This was announced by Manpower Minister Tan Chuan Jin, who also warned that such a system will make the CPF system more complicated.
Currently, if a person is unable to set aside this full amount in cash, his property – bought with his CPF savings – will be automatically pledged, for up to half of his Minimum Sum.
Mr Tan also said that the government might raise the amount retained as the Minimum Sum.
“We are also looking at the possibility of extending the amount, because there are also a number of people who want to top up their CPF but could not because there are limits.
Actually many also do realise that keeping monies in the CPF makes a fair degree of sense for them as well, both in terms of the savings and the interest that’s being provided.

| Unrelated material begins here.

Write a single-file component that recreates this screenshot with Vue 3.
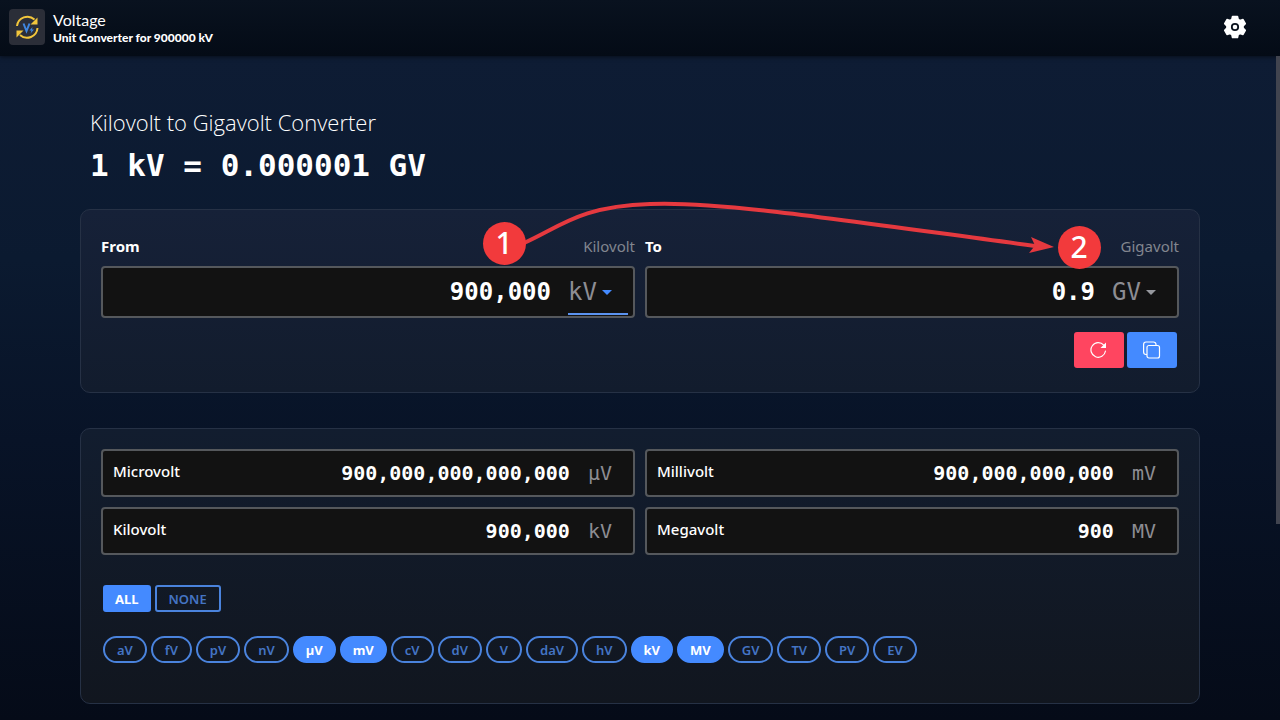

So, (we are looking at) whether for some who are looking for enhanced payouts, would that be a possibility of putting in more monies into the CPF beyond what it is today? That may be an option that can be considered as well. But we look at it in totality.”
The Minimum Sum is the amount one sets aside upon reaching age 55 to ensure some regular income upon retirement at 65. It now stands at S$155,000.
It will be adjusted to S$161,000 in July 2015.
Mr Tan said the key to improving the CPF system is to establish how much flexibility to work into the system and whether more options can be provided.
Another possibility being looked at is a stream of payouts that get higher as the years go by to combat the effects of inflation.
Since November, the panel tasked with reviewing the CPF system has held several focus group discussions.
It is expected to submit its preliminary recommendations to the government by February next year.
It said that one thing that stands out for now – people value the CPF system.